§ **What to do**: Repeat the records below exactly, leaving out any pictures.

**** Excerpted records ****

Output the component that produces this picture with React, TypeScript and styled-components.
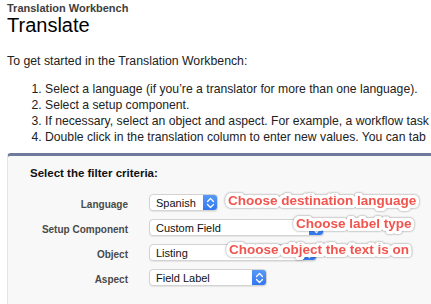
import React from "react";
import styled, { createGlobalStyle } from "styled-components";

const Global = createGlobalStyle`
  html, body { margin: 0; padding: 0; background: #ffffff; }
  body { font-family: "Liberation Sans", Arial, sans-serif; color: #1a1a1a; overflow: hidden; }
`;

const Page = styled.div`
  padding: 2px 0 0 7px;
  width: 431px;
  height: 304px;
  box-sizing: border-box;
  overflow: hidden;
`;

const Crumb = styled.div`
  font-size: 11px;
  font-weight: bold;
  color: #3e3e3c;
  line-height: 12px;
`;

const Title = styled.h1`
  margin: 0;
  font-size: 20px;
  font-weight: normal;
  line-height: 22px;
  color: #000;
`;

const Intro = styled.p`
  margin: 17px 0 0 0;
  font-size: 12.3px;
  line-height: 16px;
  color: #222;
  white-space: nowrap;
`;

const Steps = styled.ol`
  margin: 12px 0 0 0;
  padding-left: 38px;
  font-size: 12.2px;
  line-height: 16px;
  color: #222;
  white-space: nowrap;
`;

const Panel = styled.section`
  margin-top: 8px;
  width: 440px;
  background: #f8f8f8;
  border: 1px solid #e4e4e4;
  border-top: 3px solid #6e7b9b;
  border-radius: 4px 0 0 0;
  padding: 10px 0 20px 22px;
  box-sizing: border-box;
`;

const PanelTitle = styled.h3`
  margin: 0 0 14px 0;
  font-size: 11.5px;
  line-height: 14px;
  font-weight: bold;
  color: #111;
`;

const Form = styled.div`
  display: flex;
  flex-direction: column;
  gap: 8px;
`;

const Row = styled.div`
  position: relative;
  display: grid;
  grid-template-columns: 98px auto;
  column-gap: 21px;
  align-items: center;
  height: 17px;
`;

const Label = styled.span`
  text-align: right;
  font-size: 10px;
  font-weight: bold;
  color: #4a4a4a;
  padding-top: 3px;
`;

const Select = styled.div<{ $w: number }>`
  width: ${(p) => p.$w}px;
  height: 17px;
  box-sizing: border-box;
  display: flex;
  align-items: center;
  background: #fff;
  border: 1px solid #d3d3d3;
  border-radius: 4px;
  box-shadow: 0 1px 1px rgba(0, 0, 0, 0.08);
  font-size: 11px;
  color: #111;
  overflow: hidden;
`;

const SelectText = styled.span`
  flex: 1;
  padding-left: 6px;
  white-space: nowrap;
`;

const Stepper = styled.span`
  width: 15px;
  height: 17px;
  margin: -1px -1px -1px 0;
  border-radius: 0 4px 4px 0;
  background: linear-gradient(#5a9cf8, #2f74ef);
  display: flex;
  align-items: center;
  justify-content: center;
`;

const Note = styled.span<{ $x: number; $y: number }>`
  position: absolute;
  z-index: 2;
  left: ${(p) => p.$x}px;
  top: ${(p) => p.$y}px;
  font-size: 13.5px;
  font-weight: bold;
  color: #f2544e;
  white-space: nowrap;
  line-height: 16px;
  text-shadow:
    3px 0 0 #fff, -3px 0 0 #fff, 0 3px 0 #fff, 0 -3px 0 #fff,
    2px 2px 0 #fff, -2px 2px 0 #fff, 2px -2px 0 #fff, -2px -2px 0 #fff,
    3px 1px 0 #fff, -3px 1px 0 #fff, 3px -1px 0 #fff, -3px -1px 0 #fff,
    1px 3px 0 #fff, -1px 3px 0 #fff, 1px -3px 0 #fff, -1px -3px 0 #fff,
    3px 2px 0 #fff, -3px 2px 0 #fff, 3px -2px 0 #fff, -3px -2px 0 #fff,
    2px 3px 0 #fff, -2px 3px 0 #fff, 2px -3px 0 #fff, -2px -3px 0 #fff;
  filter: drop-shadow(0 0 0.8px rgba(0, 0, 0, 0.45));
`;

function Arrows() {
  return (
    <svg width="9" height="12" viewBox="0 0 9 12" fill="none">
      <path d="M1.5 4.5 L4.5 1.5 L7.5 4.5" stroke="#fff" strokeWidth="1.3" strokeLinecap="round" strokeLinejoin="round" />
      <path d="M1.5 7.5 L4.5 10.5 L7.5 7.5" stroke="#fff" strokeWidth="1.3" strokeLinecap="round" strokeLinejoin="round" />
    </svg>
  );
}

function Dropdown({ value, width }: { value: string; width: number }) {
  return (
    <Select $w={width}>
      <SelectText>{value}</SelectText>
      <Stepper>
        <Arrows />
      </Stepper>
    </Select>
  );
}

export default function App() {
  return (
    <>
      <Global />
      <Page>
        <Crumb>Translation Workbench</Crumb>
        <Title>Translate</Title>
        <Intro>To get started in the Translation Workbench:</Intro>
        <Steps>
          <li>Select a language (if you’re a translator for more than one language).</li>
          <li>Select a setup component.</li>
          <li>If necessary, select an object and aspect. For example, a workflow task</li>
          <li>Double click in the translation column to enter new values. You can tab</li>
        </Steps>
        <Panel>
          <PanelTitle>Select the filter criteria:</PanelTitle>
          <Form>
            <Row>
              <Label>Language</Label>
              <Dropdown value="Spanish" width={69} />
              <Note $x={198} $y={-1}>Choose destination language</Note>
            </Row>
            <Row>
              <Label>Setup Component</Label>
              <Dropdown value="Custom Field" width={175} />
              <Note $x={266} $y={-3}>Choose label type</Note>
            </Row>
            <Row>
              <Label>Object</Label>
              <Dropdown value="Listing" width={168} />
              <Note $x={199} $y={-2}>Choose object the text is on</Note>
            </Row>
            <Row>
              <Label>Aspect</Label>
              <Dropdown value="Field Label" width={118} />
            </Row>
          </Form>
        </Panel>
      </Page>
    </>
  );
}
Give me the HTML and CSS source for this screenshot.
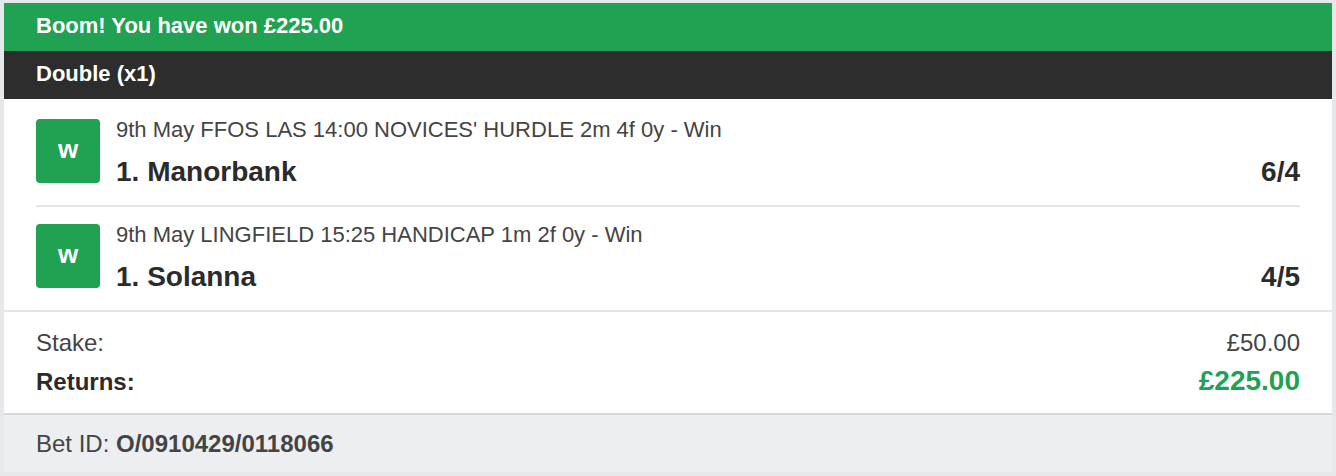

****

§ **Exercise result**:
Output the component that produces this picture with React, TypeScript and styled-components.
import React from "react";
import styled, { createGlobalStyle } from "styled-components";

const Global = createGlobalStyle`
  html, body { margin: 0; padding: 0; background: #ffffff; }
  body { font-family: "Liberation Sans", Arial, sans-serif; color: #1a1a1a; overflow: hidden; }
`;

const Page = styled.div`
  padding: 2px 0 0 7px;
  width: 431px;
  height: 304px;
  box-sizing: border-box;
  overflow: hidden;
`;

const Crumb = styled.div`
  font-size: 11px;
  font-weight: bold;
  color: #3e3e3c;
  line-height: 12px;
`;

const Title = styled.h1`
  margin: 0;
  font-size: 20px;
  font-weight: normal;
  line-height: 22px;
  color: #000;
`;

const Intro = styled.p`
  margin: 17px 0 0 0;
  font-size: 12.3px;
  line-height: 16px;
  color: #222;
  white-space: nowrap;
`;

const Steps = styled.ol`
  margin: 12px 0 0 0;
  padding-left: 38px;
  font-size: 12.2px;
  line-height: 16px;
  color: #222;
  white-space: nowrap;
`;

const Panel = styled.section`
  margin-top: 8px;
  width: 440px;
  background: #f8f8f8;
  border: 1px solid #e4e4e4;
  border-top: 3px solid #6e7b9b;
  border-radius: 4px 0 0 0;
  padding: 10px 0 20px 22px;
  box-sizing: border-box;
`;

const PanelTitle = styled.h3`
  margin: 0 0 14px 0;
  font-size: 11.5px;
  line-height: 14px;
  font-weight: bold;
  color: #111;
`;

const Form = styled.div`
  display: flex;
  flex-direction: column;
  gap: 8px;
`;

const Row = styled.div`
  position: relative;
  display: grid;
  grid-template-columns: 98px auto;
  column-gap: 21px;
  align-items: center;
  height: 17px;
`;

const Label = styled.span`
  text-align: right;
  font-size: 10px;
  font-weight: bold;
  color: #4a4a4a;
  padding-top: 3px;
`;

const Select = styled.div<{ $w: number }>`
  width: ${(p) => p.$w}px;
  height: 17px;
  box-sizing: border-box;
  display: flex;
  align-items: center;
  background: #fff;
  border: 1px solid #d3d3d3;
  border-radius: 4px;
  box-shadow: 0 1px 1px rgba(0, 0, 0, 0.08);
  font-size: 11px;
  color: #111;
  overflow: hidden;
`;

const SelectText = styled.span`
  flex: 1;
  padding-left: 6px;
  white-space: nowrap;
`;

const Stepper = styled.span`
  width: 15px;
  height: 17px;
  margin: -1px -1px -1px 0;
  border-radius: 0 4px 4px 0;
  background: linear-gradient(#5a9cf8, #2f74ef);
  display: flex;
  align-items: center;
  justify-content: center;
`;

const Note = styled.span<{ $x: number; $y: number }>`
  position: absolute;
  z-index: 2;
  left: ${(p) => p.$x}px;
  top: ${(p) => p.$y}px;
  font-size: 13.5px;
  font-weight: bold;
  color: #f2544e;
  white-space: nowrap;
  line-height: 16px;
  text-shadow:
    3px 0 0 #fff, -3px 0 0 #fff, 0 3px 0 #fff, 0 -3px 0 #fff,
    2px 2px 0 #fff, -2px 2px 0 #fff, 2px -2px 0 #fff, -2px -2px 0 #fff,
    3px 1px 0 #fff, -3px 1px 0 #fff, 3px -1px 0 #fff, -3px -1px 0 #fff,
    1px 3px 0 #fff, -1px 3px 0 #fff, 1px -3px 0 #fff, -1px -3px 0 #fff,
    3px 2px 0 #fff, -3px 2px 0 #fff, 3px -2px 0 #fff, -3px -2px 0 #fff,
    2px 3px 0 #fff, -2px 3px 0 #fff, 2px -3px 0 #fff, -2px -3px 0 #fff;
  filter: drop-shadow(0 0 0.8px rgba(0, 0, 0, 0.45));
`;

function Arrows() {
  return (
    <svg width="9" height="12" viewBox="0 0 9 12" fill="none">
      <path d="M1.5 4.5 L4.5 1.5 L7.5 4.5" stroke="#fff" strokeWidth="1.3" strokeLinecap="round" strokeLinejoin="round" />
      <path d="M1.5 7.5 L4.5 10.5 L7.5 7.5" stroke="#fff" strokeWidth="1.3" strokeLinecap="round" strokeLinejoin="round" />
    </svg>
  );
}

function Dropdown({ value, width }: { value: string; width: number }) {
  return (
    <Select $w={width}>
      <SelectText>{value}</SelectText>
      <Stepper>
        <Arrows />
      </Stepper>
    </Select>
  );
}

export default function App() {
  return (
    <>
      <Global />
      <Page>
        <Crumb>Translation Workbench</Crumb>
        <Title>Translate</Title>
        <Intro>To get started in the Translation Workbench:</Intro>
        <Steps>
          <li>Select a language (if you’re a translator for more than one language).</li>
          <li>Select a setup component.</li>
          <li>If necessary, select an object and aspect. For example, a workflow task</li>
          <li>Double click in the translation column to enter new values. You can tab</li>
        </Steps>
        <Panel>
          <PanelTitle>Select the filter criteria:</PanelTitle>
          <Form>
            <Row>
              <Label>Language</Label>
              <Dropdown value="Spanish" width={69} />
              <Note $x={198} $y={-1}>Choose destination language</Note>
            </Row>
            <Row>
              <Label>Setup Component</Label>
              <Dropdown value="Custom Field" width={175} />
              <Note $x={266} $y={-3}>Choose label type</Note>
            </Row>
            <Row>
              <Label>Object</Label>
              <Dropdown value="Listing" width={168} />
              <Note $x={199} $y={-2}>Choose object the text is on</Note>
            </Row>
            <Row>
              <Label>Aspect</Label>
              <Dropdown value="Field Label" width={118} />
            </Row>
          </Form>
        </Panel>
      </Page>
    </>
  );
}
Give me the HTML and CSS source for this screenshot.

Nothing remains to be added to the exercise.